>> Start

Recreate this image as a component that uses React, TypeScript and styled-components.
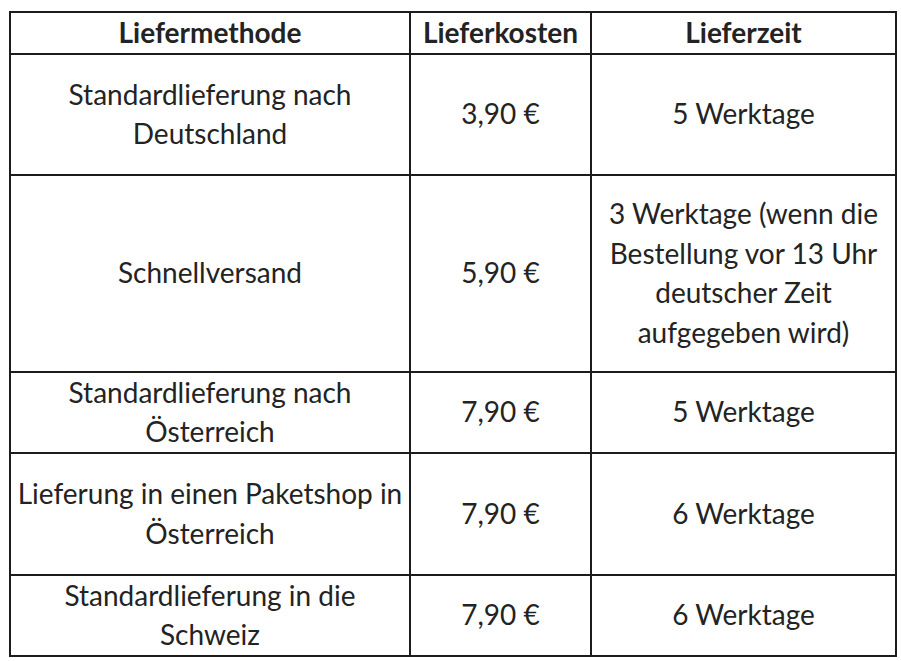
import { createGlobalStyle } from 'styled-components';
import styled from 'styled-components';

const GlobalStyle = createGlobalStyle`
    html, body {
        margin: 0;
        padding: 0;
        background: #ffffff;
    }
    body {
        font-family: Lato, 'Open Sans', sans-serif;
        color: #232323;
    }
`;

const Page = styled.div`
    padding: 11px 0 0 9px;
`;

const Table = styled.table`
    border-collapse: collapse;
    table-layout: fixed;
    width: 886px;
    font-size: 28px;
    line-height: 39.5px;
`;

const Row = styled.tr<{ $h: number }>`
    height: ${(p) => p.$h}px;
`;

const HeadCell = styled.th`
    border: 2px solid #1c1c1c;
    padding: 0 2px;
    font-weight: 700;
    text-align: center;
    vertical-align: middle;
`;

const Cell = styled.td`
    border: 2px solid #1c1c1c;
    padding: 0 2px;
    text-align: center;
    vertical-align: middle;
    font-weight: 400;
`;

interface Delivery {
    method: string[];
    cost: string;
    time: string[];
    height: number;
}

const rows: Delivery[] = [
    { method: ['Standardlieferung nach', 'Deutschland'], cost: '3,90 €', time: ['5 Werktage'], height: 121 },
    {
        method: ['Schnellversand'],
        cost: '5,90 €',
        time: ['3 Werktage (wenn die', 'Bestellung vor 13 Uhr', 'deutscher Zeit', 'aufgegeben wird)'],
        height: 197,
    },
    { method: ['Standardlieferung nach', 'Österreich'], cost: '7,90 €', time: ['5 Werktage'], height: 80 },
    { method: ['Lieferung in einen Paketshop in', 'Österreich'], cost: '7,90 €', time: ['6 Werktage'], height: 122 },
    { method: ['Standardlieferung in die', 'Schweiz'], cost: '7,90 €', time: ['6 Werktage'], height: 80 },
];

const Lines = ({ lines }: { lines: string[] }) => (
    <>
        {lines.map((l, i) => (
            <div key={i}>{l}</div>
        ))}
    </>
);

export default function App() {
    return (
        <Page>
            <GlobalStyle />
            <Table>
                <colgroup>
                    <col style={{ width: 400 }} />
                    <col style={{ width: 181 }} />
                    <col style={{ width: 305 }} />
                </colgroup>
                <thead>
                    <Row $h={40}>
                        <HeadCell>Liefermethode</HeadCell>
                        <HeadCell>Lieferkosten</HeadCell>
                        <HeadCell>Lieferzeit</HeadCell>
                    </Row>
                </thead>
                <tbody>
                    {rows.map((r, i) => (
                        <Row key={i} $h={r.height}>
                            <Cell>
                                <Lines lines={r.method} />
                            </Cell>
                            <Cell>{r.cost}</Cell>
                            <Cell>
                                <Lines lines={r.time} />
                            </Cell>
                        </Row>
                    ))}
                </tbody>
            </Table>
        </Page>
    );
}
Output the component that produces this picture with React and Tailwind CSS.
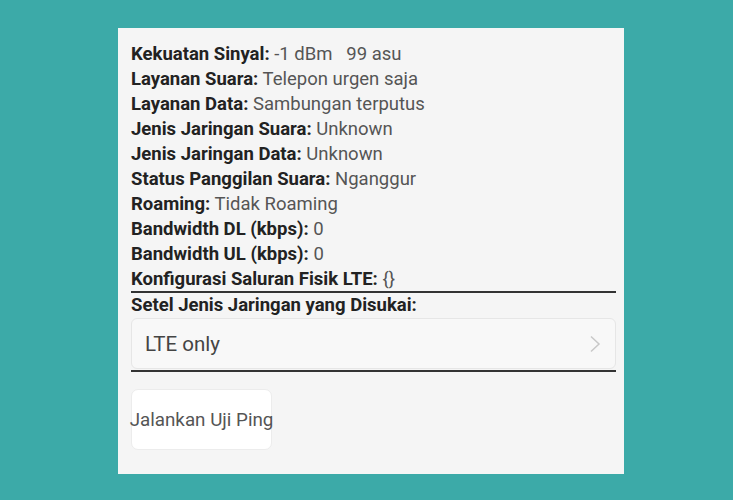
export default function App() {
  const rows = [
    ["Kekuatan Sinyal:", "-1 dBm   99 asu"],
    ["Layanan Suara:", "Telepon urgen saja"],
    ["Layanan Data:", "Sambungan terputus"],
    ["Jenis Jaringan Suara:", "Unknown"],
    ["Jenis Jaringan Data:", "Unknown"],
    ["Status Panggilan Suara:", "Nganggur"],
    ["Roaming:", "Tidak Roaming"],
    ["Bandwidth DL (kbps):", "0"],
    ["Bandwidth UL (kbps):", "0"],
  ];
  return (
    <div
      className="w-full h-[500px] bg-[#3caaa8] pt-[28px] pl-[118px]"
      style={{ fontFamily: "Roboto, 'Noto Sans', sans-serif" }}
    >
      <div className="w-[506px] h-[446px] bg-[#f5f5f5] pl-[13px] pr-[8px] pt-[14px]">
        <div className="text-[18.5px] leading-[25px]">
          {rows.map(([k, v]) => (
            <div key={k} className="whitespace-pre">
              <span className="font-bold text-[#222]">{k}</span>
              <span className="text-[#555]"> {v}</span>
            </div>
          ))}
          <div className="whitespace-pre border-b-2 border-[#333] leading-[24px]">
            <span className="font-bold text-[#222]">Konfigurasi Saluran Fisik LTE:</span>
            <span className="text-[#555]"> {"{}"}</span>
          </div>
          <div className="font-bold text-[#222] leading-[25px]">
            Setel Jenis Jaringan yang Disukai:
          </div>
        </div>
        <div className="border-b-2 border-[#333] pb-[1px]">
          <div className="h-[51px] rounded-[6px] border border-[#e6e6e6] bg-[#f8f8f8] flex items-center justify-between pl-[13px] pr-[14px]">
            <span className="text-[20.5px] text-[#444] pt-[2px]">LTE only</span>
            <svg width="12" height="18" viewBox="0 0 12 18" fill="none">
              <path d="M2 1.5L10 9L2 16.5" stroke="#c8c8c8" strokeWidth="1.5" />
            </svg>
          </div>
        </div>
        <div className="mt-[17px] w-[141px] h-[61px] rounded-[7px] border border-[#ececec] bg-white flex items-center justify-center">
          <span className="text-[18.8px] text-[#555] whitespace-nowrap pt-[1px]">Jalankan Uji Ping</span>
        </div>
      </div>
    </div>
  );
}
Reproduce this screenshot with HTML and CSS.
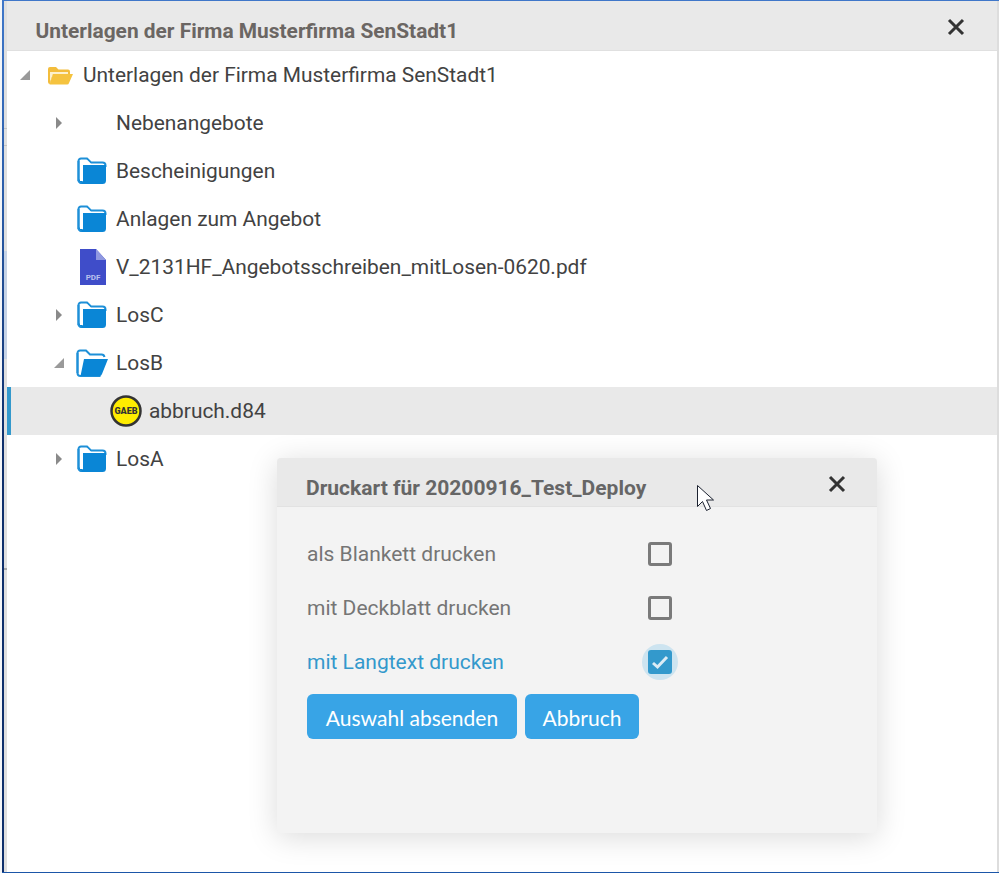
FILE: index.html
```html
<!DOCTYPE html>
<html lang="de">
<head>
    <meta charset="UTF-8">
    <meta name="viewport" content="width=device-width, initial-scale=1.0">
    <link rel="stylesheet" href="styles.css">
    <title>Unterlagen</title>
</head>
<body>
    <svg class="defs" width="0" height="0" aria-hidden="true">
        <symbol id="folder" viewBox="0 0 30 28">
            <path d="M1.500 24V4a2.500 2.500 0 0 1 2.500-2.500h6l4 4h11.500a3 3 0 0 1 3 3V10" fill="none" stroke="#1e90d8" stroke-width="2"/>
            <path d="M1.500 22v2a3 3 0 0 0 3 3h21a3.500 3.500 0 0 0 3.500-3.500V8H6v16.500z" fill="#0a86d6"/>
            <path d="M1.500 4v20a3 3 0 0 0 3 2" fill="none" stroke="#1e90d8" stroke-width="2"/>
            <path d="M3 3h7l4 4h-8v17H3z" fill="#fff"/>
        </symbol>
        <symbol id="folder-open" viewBox="0 0 32 28">
            <path d="M1.500 24V4a2.500 2.500 0 0 1 2.500-2.500h6l4 4h11.500a3 3 0 0 1 3 2.500" fill="none" stroke="#1e90d8" stroke-width="2"/>
            <path d="M1.500 4v20a3 3 0 0 0 3 3h20" fill="none" stroke="#1e90d8" stroke-width="2"/>
            <path d="M8 10h24l-6 15a3 3 0 0 1-2.500 2H4.500z" fill="#0a86d6"/>
        </symbol>
        <symbol id="toggle-closed" viewBox="0 0 8 12">
            <path d="M1 0l6 6-6 6z" fill="#8a8a8a"/>
        </symbol>
        <symbol id="toggle-open" viewBox="0 0 10 10">
            <path d="M10 0v10H0z" fill="#9a9a9a"/>
        </symbol>
        <symbol id="close" viewBox="0 0 18 18">
            <path d="M2 2l14 14M16 2L2 16" fill="none" stroke="#333" stroke-width="3"/>
        </symbol>
    </svg>

    <div class="frame">
        <div class="strip"></div>
        <div class="window">
            <header class="bar">
                <h1 class="bar-title">Unterlagen der Firma Musterfirma SenStadt1</h1>
                <svg class="bar-close"><use href="#close"/></svg>
            </header>

            <ul class="tree">
                <li class="node">
                    <span class="toggle"><svg class="tri-open"><use href="#toggle-open"/></svg></span>
                    <span class="icon">
                        <svg class="ico-root" viewBox="0 0 26 19">
                            <path d="M1 16V3a2 2 0 0 1 2-2h6l2.500 2.500H21a2 2 0 0 1 2 2V8H6l-3 10a2 2 0 0 1-2-2z" fill="#f3bd3c"/>
                            <path d="M3 6h18v2H6l-3 8z" fill="#fdf1cd"/>
                            <path d="M6 8h20l-4 9a2 2 0 0 1-2 1.500H2.500z" fill="#f5c33f"/>
                        </svg>
                    </span>
                    <span class="name">Unterlagen der Firma Musterfirma SenStadt1</span>
                </li>
                <li class="node level-1">
                    <span class="toggle"><svg class="tri-closed"><use href="#toggle-closed"/></svg></span>
                    <span class="icon"></span>
                    <span class="name">Nebenangebote</span>
                </li>
                <li class="node level-1">
                    <span class="toggle"></span>
                    <span class="icon"><svg class="ico-folder"><use href="#folder"/></svg></span>
                    <span class="name">Bescheinigungen</span>
                </li>
                <li class="node level-1">
                    <span class="toggle"></span>
                    <span class="icon"><svg class="ico-folder"><use href="#folder"/></svg></span>
                    <span class="name">Anlagen zum Angebot</span>
                </li>
                <li class="node level-1">
                    <span class="toggle"></span>
                    <span class="icon">
                        <svg class="ico-pdf" viewBox="0 0 26 36">
                            <path d="M0 0h16l10 11v25H0z" fill="#3f4dc9"/>
                            <path d="M16 0l10 11H16z" fill="#8f98e0"/>
                            <text x="13" y="31" class="pdf-label">PDF</text>
                        </svg>
                    </span>
                    <span class="name">V_2131HF_Angebotsschreiben_mitLosen-0620.pdf</span>
                </li>
                <li class="node level-1">
                    <span class="toggle"><svg class="tri-closed"><use href="#toggle-closed"/></svg></span>
                    <span class="icon"><svg class="ico-folder"><use href="#folder"/></svg></span>
                    <span class="name">LosC</span>
                </li>
                <li class="node level-1">
                    <span class="toggle"><svg class="tri-open"><use href="#toggle-open"/></svg></span>
                    <span class="icon"><svg class="ico-folder-open"><use href="#folder-open"/></svg></span>
                    <span class="name">LosB</span>
                </li>
                <li class="node level-2 selected">
                    <span class="toggle"></span>
                    <span class="icon">
                        <svg class="ico-gaeb" viewBox="0 0 32 32">
                            <circle cx="16" cy="16" r="14.500" fill="#ffec00" stroke="#333" stroke-width="2.500"/>
                            <text x="16" y="19" class="gaeb-label">GAEB</text>
                        </svg>
                    </span>
                    <span class="name">abbruch.d84</span>
                </li>
                <li class="node level-1">
                    <span class="toggle"><svg class="tri-closed"><use href="#toggle-closed"/></svg></span>
                    <span class="icon"><svg class="ico-folder"><use href="#folder"/></svg></span>
                    <span class="name">LosA</span>
                </li>
            </ul>

            <section class="dialog">
                <header class="dialog-bar">
                    <h2 class="dialog-title">Druckart für 20200916_Test_Deploy</h2>
                    <svg class="dialog-close"><use href="#close"/></svg>
                </header>
                <div class="dialog-body">
                    <div class="option">
                        <span class="option-label">als Blankett drucken</span>
                        <span class="check"></span>
                    </div>
                    <div class="option">
                        <span class="option-label">mit Deckblatt drucken</span>
                        <span class="check"></span>
                    </div>
                    <div class="option active">
                        <span class="option-label">mit Langtext drucken</span>
                        <span class="check checked">
                            <svg class="tick" viewBox="0 0 24 24"><path d="M5 13l4.500 4L19 7" fill="none" stroke="#dcecf5" stroke-width="3"/></svg>
                        </span>
                    </div>
                    <div class="actions">
                        <button type="button" class="btn btn-send">Auswahl absenden</button>
                        <button type="button" class="btn btn-cancel">Abbruch</button>
                    </div>
                </div>
            </section>

            <svg class="cursor" viewBox="0 0 18 27">
                <path d="M0.500 0.500v21l5-5 4 9 4-2-4-8.500h7z" fill="#fff" stroke="#1c2230" stroke-width="1"/>
            </svg>
        </div>
    </div>
</body>
</html>
```

FILE: styles.css
```css
html, body {
    height: 100%;
}

body {
    margin: 0;
    background-color: #f4f6f8;
    font-family: Roboto, "Liberation Sans", sans-serif;
    overflow: hidden;
}

ul {
    list-style: none;
    margin: 0;
    padding: 0;
}

h1, h2 {
    margin: 0;
}

.defs {
    position: absolute;
}

.frame {
    height: 100%;
    box-sizing: border-box;
    margin-left: 2px;
    padding-left: 2px;
    border-top: 1px solid #3f77c9;
    border-bottom: 1px solid #1b56a8;
    background: linear-gradient(#3f77c9 0, #2a5ca8 200px, #0e2f6c 440px, #0e2f6c 100%);
    display: flex;
}

/* what shows through behind the window on its left edge */
.strip {
    width: 3px;
    background: linear-gradient(#dfdfdf 0 127px, #c4c4c4 127px 128px, #dfdfdf 128px 144px,
        #c4c4c4 144px 145px, #dfdfdf 145px 250px, #c6d3e6 250px 358px, #dfdfdf 358px 567px,
        #a8a8a8 567px 569px, #dfdfdf 569px);
}

.window {
    flex: 1;
    position: relative;
    border-right: 2px solid #dddddd;
    background-color: #fff;
}

.bar {
    height: 49px;
    box-sizing: content-box;
    border-bottom: 1px solid #e0e0e0;
    background-color: #e9e9e9;
    display: flex;
    align-items: center;
    justify-content: space-between;
    padding: 0 32px 0 28.500px;
}

.bar-title {
    font-size: 20.900px;
    font-weight: 700;
    color: #6b6663;
    margin-top: 11px;
}

.bar-close {
    width: 18px;
    height: 18px;
    margin-top: 2px;
}

.node {
    height: 48px;
    display: flex;
    align-items: center;
    font-size: 20.900px;
    color: #424242;
}

.level-1 {
    padding-left: 33px;
}

.level-2 {
    padding-left: 66px;
}

.selected {
    background-color: #e9e9e9;
    box-shadow: inset 4px 0 0 #3399cc;
}

.toggle {
    width: 36px;
    display: flex;
    justify-content: center;
}

.level-1 .toggle {
    padding-left: 1px;
    width: 35px;
}

.icon {
    width: 35px;
    display: flex;
    justify-content: center;
    align-items: center;
    margin-left: -2px;
    margin-right: 7px;
}

.name {
    white-space: nowrap;
}

.tri-closed {
    width: 8px;
    height: 12px;
}

.tri-open {
    width: 10px;
    height: 10px;
}

.ico-root {
    width: 26px;
    height: 19px;
    margin-left: 2px;
}

.ico-folder {
    width: 30px;
    height: 28px;
}

.ico-folder-open {
    width: 32px;
    height: 28px;
}

.ico-pdf {
    width: 26px;
    height: 36px;
    margin-left: 2px;
}

.pdf-label {
    font-size: 8px;
    font-weight: 700;
    fill: #b9c0ee;
    text-anchor: middle;
}

.ico-gaeb {
    width: 32px;
    height: 32px;
    margin-left: 2px;
}

.gaeb-label {
    font-size: 9px;
    font-weight: 900;
    fill: #333;
    text-anchor: middle;
}

.dialog {
    position: absolute;
    left: 270px;
    top: 457px;
    width: 600px;
    height: 375px;
    border-radius: 4px;
    overflow: hidden;
    background-color: #f3f3f3;
    box-shadow: 0 4px 30px rgba(0, 0, 0, 0.15);
}

.dialog-bar {
    height: 49px;
    border-bottom: 1px solid #e2e2e2;
    background-color: #e9e9e9;
    display: flex;
    align-items: center;
    justify-content: space-between;
    padding: 12px 31px 0 29px;
    box-sizing: border-box;
}

.dialog-title {
    font-size: 21px;
    font-weight: 700;
    color: #666;
}

.dialog-close {
    width: 18px;
    height: 18px;
    margin-top: -8px;
}

.dialog-body {
    padding: 20px 30px 0;
}

.option {
    height: 54px;
    display: flex;
    align-items: center;
    font-size: 21px;
    color: #757575;
}

.option-label {
    width: 341px;
}

.check {
    position: relative;
    width: 24px;
    height: 24px;
    box-sizing: border-box;
    border: 3px solid #7a7a7a;
    border-radius: 3px;
}

.check.checked {
    border: none;
    background-color: #3399cc;
}

.check.checked::before {
    content: "";
    position: absolute;
    inset: -6px;
    z-index: -1;
    border-radius: 50%;
    background-color: #cde4f0;
}

.option.active {
    position: relative;
    z-index: 0;
}

.tick {
    display: block;
    width: 24px;
    height: 24px;
}

.active {
    color: #3399cc;
}

.actions {
    display: flex;
    gap: 8px;
    margin-top: 5px;
}

.btn {
    height: 45px;
    border: none;
    border-radius: 6px;
    background-color: #38a4e6;
    color: #fff;
    font-family: Lato, sans-serif;
    font-size: 21px;
    padding: 2px 0 0;
}

.btn-send {
    width: 210px;
}

.btn-cancel {
    width: 114px;
}

.cursor {
    position: absolute;
    left: 690px;
    top: 484px;
    width: 18px;
    height: 27px;
}
```
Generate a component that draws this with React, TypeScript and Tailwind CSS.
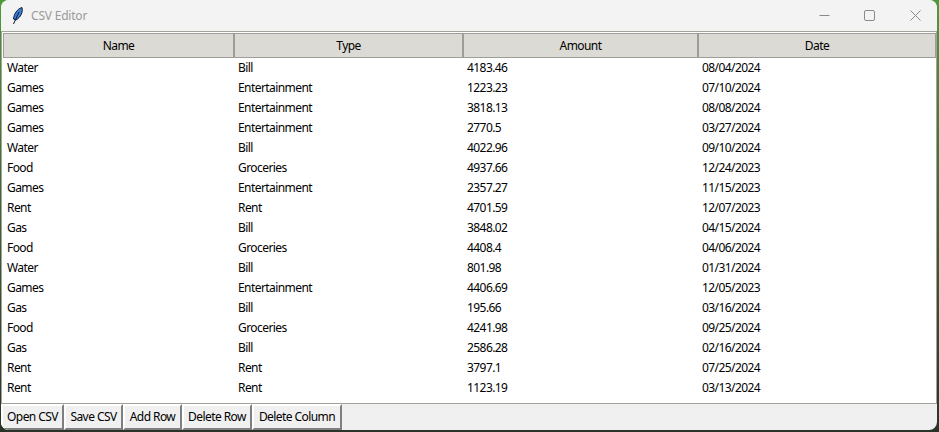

>> End

**Problem statement**
Copy the records above from the first line through the line containing "import styled from 'styled-components';", both included, and leave out any pictures.

**Exercise answer**
Recreate this image as a component that uses React, TypeScript and styled-components.
import { createGlobalStyle } from 'styled-components';
import styled from 'styled-components';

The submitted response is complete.